I don't see causality as defined in this context as needing any extra "motivation". It's pretty clear that if an agent tries to do A and then B, your system probably should not first execute B and then A. Imagine if the instructions in one of your program threads were not guaranteed to be executed in order. You would never be able to write code that does anything meaningful that way.

gioele · on June 27, 2014

> Imagine if the instructions in one of your program threads were not guaranteed to be executed in order.

Modern CPUs do not process instructions in the same order they are stored in memory. Out-of-order CPUs rely on the implicit order created by the dependency between instructions and operands.

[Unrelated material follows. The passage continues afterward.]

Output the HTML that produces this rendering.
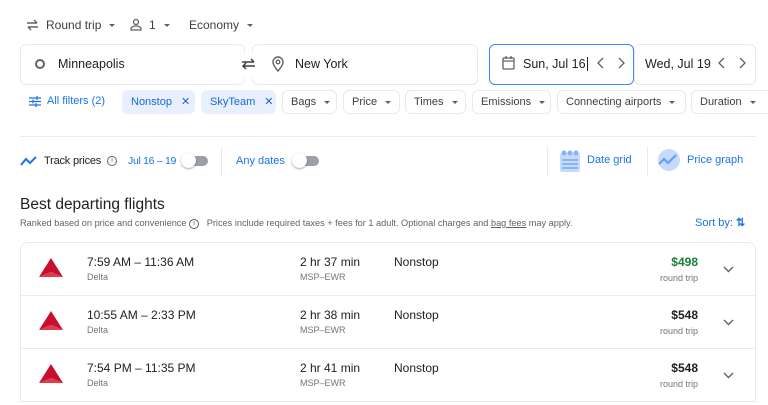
<!DOCTYPE html>
<html><head><style>
*{margin:0;padding:0;box-sizing:border-box}
body{width:768px;height:405px;overflow:hidden;background:#fff;font-family:"Liberation Sans",sans-serif;color:#3c4043;position:relative}
.a{position:absolute;white-space:nowrap}
.box{position:absolute;border:1px solid #e8eaed;border-radius:6px}
.chip{position:absolute;top:90px;height:24px;border:1px solid #e8eaed;border-radius:6px;font-size:11px;line-height:22px;padding-left:8px;color:#3c4043;overflow:hidden}
.chip.sel{background:#e8f0fe;border-color:#e8f0fe;color:#1967d2}
.car{display:inline-block;width:0;height:0;border-left:3px solid transparent;border-right:3px solid transparent;border-top:3px solid #5f6368;vertical-align:middle;margin-left:8px}
.row{position:absolute;left:20px;width:736px;height:54px;border:1px solid #e8eaed}
.t{position:absolute;left:66px;top:12px;font-size:12px;color:#202124}
.s{position:absolute;font-size:9px;color:#70757a;top:29px}
.d{position:absolute;left:279px;top:12px;font-size:12px;color:#202124}
.n{position:absolute;left:373px;top:12px;font-size:12px;color:#202124}
.p{position:absolute;right:57px;top:12px;font-size:12px;font-weight:bold;color:#202124;text-align:right}
.rt{position:absolute;right:57px;top:30px;font-size:9px;color:#70757a}
.chev{position:absolute;right:21px;top:23px}
.logo{position:absolute;left:17px;top:14px}
.ar{position:absolute;top:57px}
</style></head><body>
<svg class="a" style="left:26px;top:19px" width="13" height="12" viewBox="0 0 13 12"><path d="M1 4h10M8 1l3 3M12 8H2M5 11L2 8" stroke="#5f6368" stroke-width="1.4" fill="none"/></svg>
<div class="a" style="left:46px;top:18px;font-size:12px">Round trip<span class="car"></span></div>
<svg class="a" style="left:130px;top:18px" width="12" height="13" viewBox="0 0 12 13"><circle cx="6" cy="4" r="2.5" stroke="#5f6368" stroke-width="1.3" fill="none"/><path d="M1 12v-1.5c0-1.5 3-2.5 5-2.5s5 1 5 2.5V12z" stroke="#5f6368" stroke-width="1.3" fill="none"/></svg>
<div class="a" style="left:149px;top:18px;font-size:12px">1<span class="car"></span></div>
<div class="a" style="left:189px;top:18px;font-size:12px">Economy<span class="car"></span></div>

<div class="box" style="left:20px;top:44px;width:225px;height:41px"></div>
<div class="box" style="left:252px;top:44px;width:226px;height:41px"></div>
<div class="a" style="left:35px;top:59px;width:10px;height:10px;border:2px solid #5f6368;border-radius:50%"></div>
<div class="a" style="left:58px;top:57px;font-size:12.5px;color:#202124">Minneapolis</div>
<div class="a" style="left:236px;top:52px;width:26px;height:26px;border-radius:50%;background:#fff"></div>
<svg class="a" style="left:240px;top:57px" width="17" height="14" viewBox="0 0 17 14"><path d="M3 9h12M6 6L3 9l3 3M14 5H2M11 2l3 3" stroke="#3c4043" stroke-width="1.5" fill="none"/></svg>
<svg class="a" style="left:272px;top:56px" width="12" height="16" viewBox="0 0 12 16"><path d="M6 15s-5-5.5-5-9a5 5 0 0110 0c0 3.5-5 9-5 9z" stroke="#5f6368" stroke-width="1.4" fill="none"/><circle cx="6" cy="6" r="1.8" stroke="#5f6368" stroke-width="1.3" fill="none"/></svg>
<div class="a" style="left:295px;top:57px;font-size:12.5px;color:#202124">New York</div>

<div class="box" style="left:634px;top:44px;width:122px;height:41px"></div>
<div class="box" style="left:489px;top:44px;width:145px;height:41px;border-color:#4285f4"></div>
<svg class="a" style="left:502px;top:56px" width="13" height="14" viewBox="0 0 13 14"><rect x="1" y="2" width="11" height="11" rx="1" stroke="#5f6368" stroke-width="1.3" fill="none"/><path d="M1 5h11M4 0v3M9 0v3" stroke="#5f6368" stroke-width="1.3"/></svg>
<div class="a" style="left:523px;top:57px;font-size:12.5px;color:#202124">Sun, Jul 16<span style="border-left:1px solid #202124;margin-left:1px"></span></div>
<svg class="ar" style="left:597px" width="7" height="12" viewBox="0 0 7 12"><path d="M6 1L1 6l5 5" stroke="#5f6368" stroke-width="1.3" fill="none"/></svg>
<svg class="ar" style="left:618px" width="7" height="12" viewBox="0 0 7 12"><path d="M1 1l5 5-5 5" stroke="#5f6368" stroke-width="1.3" fill="none"/></svg>
<div class="a" style="left:645px;top:57px;font-size:12.5px;color:#202124">Wed, Jul 19</div>
<svg class="ar" style="left:718px" width="7" height="12" viewBox="0 0 7 12"><path d="M6 1L1 6l5 5" stroke="#5f6368" stroke-width="1.3" fill="none"/></svg>
<svg class="ar" style="left:739px" width="7" height="12" viewBox="0 0 7 12"><path d="M1 1l5 5-5 5" stroke="#5f6368" stroke-width="1.3" fill="none"/></svg>

<svg class="a" style="left:29px;top:96px" width="12" height="11" viewBox="0 0 12 11"><path d="M0 2h12M0 5.5h12M0 9h12M8 0v4M4 3.5v4M7 7v4" stroke="#1a73e8" stroke-width="1.2"/></svg>
<div class="a" style="left:47px;top:95px;font-size:11px;color:#1a73e8">All filters (2)</div>
<div class="chip sel" style="left:122px;width:73px">Nonstop <span style="margin-left:6px">✕</span></div>
<div class="chip sel" style="left:201px;width:75px">SkyTeam <span style="margin-left:6px">✕</span></div>
<div class="chip" style="left:282px;width:55px">Bags<span class="car"></span></div>
<div class="chip" style="left:343px;width:57px">Price<span class="car"></span></div>
<div class="chip" style="left:405px;width:61px">Times<span class="car"></span></div>
<div class="chip" style="left:472px;width:79px">Emissions<span class="car"></span></div>
<div class="chip" style="left:557px;width:129px">Connecting airports<span class="car"></span></div>
<div class="chip" style="left:691px;width:77px;border-right:none;border-radius:6px 0 0 6px">Duration<span class="car"></span></div>

<div class="a" style="left:20px;top:136px;width:736px;height:1px;background:#e8eaed"></div>
<div class="a" style="left:221px;top:148px;width:1px;height:28px;background:#e8eaed"></div>
<div class="a" style="left:547px;top:146px;width:1px;height:30px;background:#e8eaed"></div>
<div class="a" style="left:647px;top:146px;width:1px;height:30px;background:#e8eaed"></div>
<svg class="a" style="left:20px;top:155px" width="18" height="12" viewBox="0 0 18 12"><path d="M1 10l5-6 4 4 6-6" stroke="#1a73e8" stroke-width="2" fill="none"/></svg>
<div class="a" style="left:44px;top:155px;font-size:11px;color:#202124;letter-spacing:-0.2px">Track prices</div>
<div class="a" style="left:107px;top:156px;width:10px;height:10px;border:1px solid #5f6368;border-radius:50%;font-size:7px;line-height:8px;text-align:center;color:#5f6368">i</div>
<div class="a" style="left:128px;top:155px;font-size:10.5px;color:#1a73e8;letter-spacing:-0.3px">Jul 16 – 19</div>
<div class="a" style="left:184px;top:156px;width:24px;height:10px;border-radius:5px;background:#9aa0a6"></div>
<div class="a" style="left:181px;top:153px;width:15px;height:15px;border-radius:50%;background:#fff;box-shadow:0 1px 2px rgba(0,0,0,.35)"></div>
<div class="a" style="left:236px;top:155px;font-size:11px;color:#1a73e8">Any dates</div>
<div class="a" style="left:295px;top:156px;width:24px;height:10px;border-radius:5px;background:#9aa0a6"></div>
<div class="a" style="left:292px;top:153px;width:15px;height:15px;border-radius:50%;background:#fff;box-shadow:0 1px 2px rgba(0,0,0,.35)"></div>

<svg class="a" style="left:560px;top:150px" width="20" height="22" viewBox="0 0 20 22"><rect x="0" y="3" width="20" height="19" rx="2" fill="#c6dafc"/><circle cx="4" cy="3" r="2.5" fill="#8ab4f8"/><circle cx="10" cy="3" r="2.5" fill="#8ab4f8"/><circle cx="16" cy="3" r="2.5" fill="#8ab4f8"/><path d="M2 10h16M2 14h16M2 18h16" stroke="#8ab4f8" stroke-width="2"/></svg>
<div class="a" style="left:587px;top:154px;font-size:11px;color:#1a73e8">Date grid</div>
<svg class="a" style="left:658px;top:149px" width="22" height="22" viewBox="0 0 22 22"><circle cx="11" cy="11" r="11" fill="#c6dafc"/><path d="M1 15l5-5 4 4 8-8" stroke="#669df6" stroke-width="2.2" fill="none"/></svg>
<div class="a" style="left:687px;top:154px;font-size:11px;color:#1a73e8">Price graph</div>

<div class="a" style="left:20px;top:196px;font-size:15.5px;color:#202124">Best departing flights</div>
<div class="a" style="left:20px;top:218px;font-size:9.2px;color:#5f6368">Ranked based on price and convenience <span style="display:inline-block;width:10px;height:10px;border:1px solid #5f6368;border-radius:50%;font-size:7px;line-height:8px;text-align:center;vertical-align:middle">i</span> &nbsp; Prices include required taxes + fees for 1 adult. Optional charges and <u>bag fees</u> may apply.</div>
<div class="a" style="left:695px;top:216px;font-size:11px;color:#1a73e8">Sort by: <b>⇅</b></div>

<div class="row" style="top:242px;border-radius:8px 8px 0 0">
<svg class="logo" width="26" height="22" viewBox="0 0 26 22"><path d="M13 1L1 20l12-5 12 5z" fill="#c8102e"/><path d="M1 20l12-5 12 5z" fill="#e03a4e"/></svg>
<div class="t">7:59 AM – 11:36 AM</div><div class="s" style="left:66px">Delta</div>
<div class="d">2 hr 37 min</div><div class="s" style="left:279px">MSP–EWR</div>
<div class="n">Nonstop</div>
<div class="p" style="color:#188038">$498</div><div class="rt">round trip</div>
<svg class="chev" width="11" height="7" viewBox="0 0 11 7"><path d="M1 1l4.5 4.5L10 1" stroke="#5f6368" stroke-width="1.4" fill="none"/></svg>
</div>
<div class="row" style="top:295px">
<svg class="logo" width="26" height="22" viewBox="0 0 26 22"><path d="M13 1L1 20l12-5 12 5z" fill="#c8102e"/><path d="M1 20l12-5 12 5z" fill="#e03a4e"/></svg>
<div class="t">10:55 AM – 2:33 PM</div><div class="s" style="left:66px">Delta</div>
<div class="d">2 hr 38 min</div><div class="s" style="left:279px">MSP–EWR</div>
<div class="n">Nonstop</div>
<div class="p">$548</div><div class="rt">round trip</div>
<svg class="chev" width="11" height="7" viewBox="0 0 11 7"><path d="M1 1l4.5 4.5L10 1" stroke="#5f6368" stroke-width="1.4" fill="none"/></svg>
</div>
<div class="row" style="top:348px">
<svg class="logo" width="26" height="22" viewBox="0 0 26 22"><path d="M13 1L1 20l12-5 12 5z" fill="#c8102e"/><path d="M1 20l12-5 12 5z" fill="#e03a4e"/></svg>
<div class="t">7:54 PM – 11:35 PM</div><div class="s" style="left:66px">Delta</div>
<div class="d">2 hr 41 min</div><div class="s" style="left:279px">MSP–EWR</div>
<div class="n">Nonstop</div>
<div class="p">$548</div><div class="rt">round trip</div>
<svg class="chev" width="11" height="7" viewBox="0 0 11 7"><path d="M1 1l4.5 4.5L10 1" stroke="#5f6368" stroke-width="1.4" fill="none"/></svg>
</div>
</body></html>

As in the Lamport paper, the order in which the instruction are performed is meant to preserve the order in which the effects are produced instead of the order in which the commands are given.

oct · on June 27, 2014

The causal ordering defined in the paper is stronger than that. It says that if process P performs event A and later sends a message to process Q, then any event that occurs in Q after Q receives the message causally follows A. I don't think the blog post was meant to imply that the order of events within a single process does not need to be respected, though it doesn't specifically distinguish the single process case.

davidw · on June 27, 2014

Interesting stuff. I'm working on a system that we think will use version vectors. There are some other ideas like Interval Tree Clocks out there, but they look more difficult to translate into something that can reside in an SQL database. For that matter, it's been a tough challenge trying to translate some of these ideas into something that can work in practice, over HTTP, be sort of transactional in its behavior, and be able to work with single records at a time, rather than trying to transfer everything at once.

EGreg · on June 27, 2014

I think the author misunderstands. The spec is for a mutex, and it's written in an informal language, where the implementation fulfills a more formally expressed spec.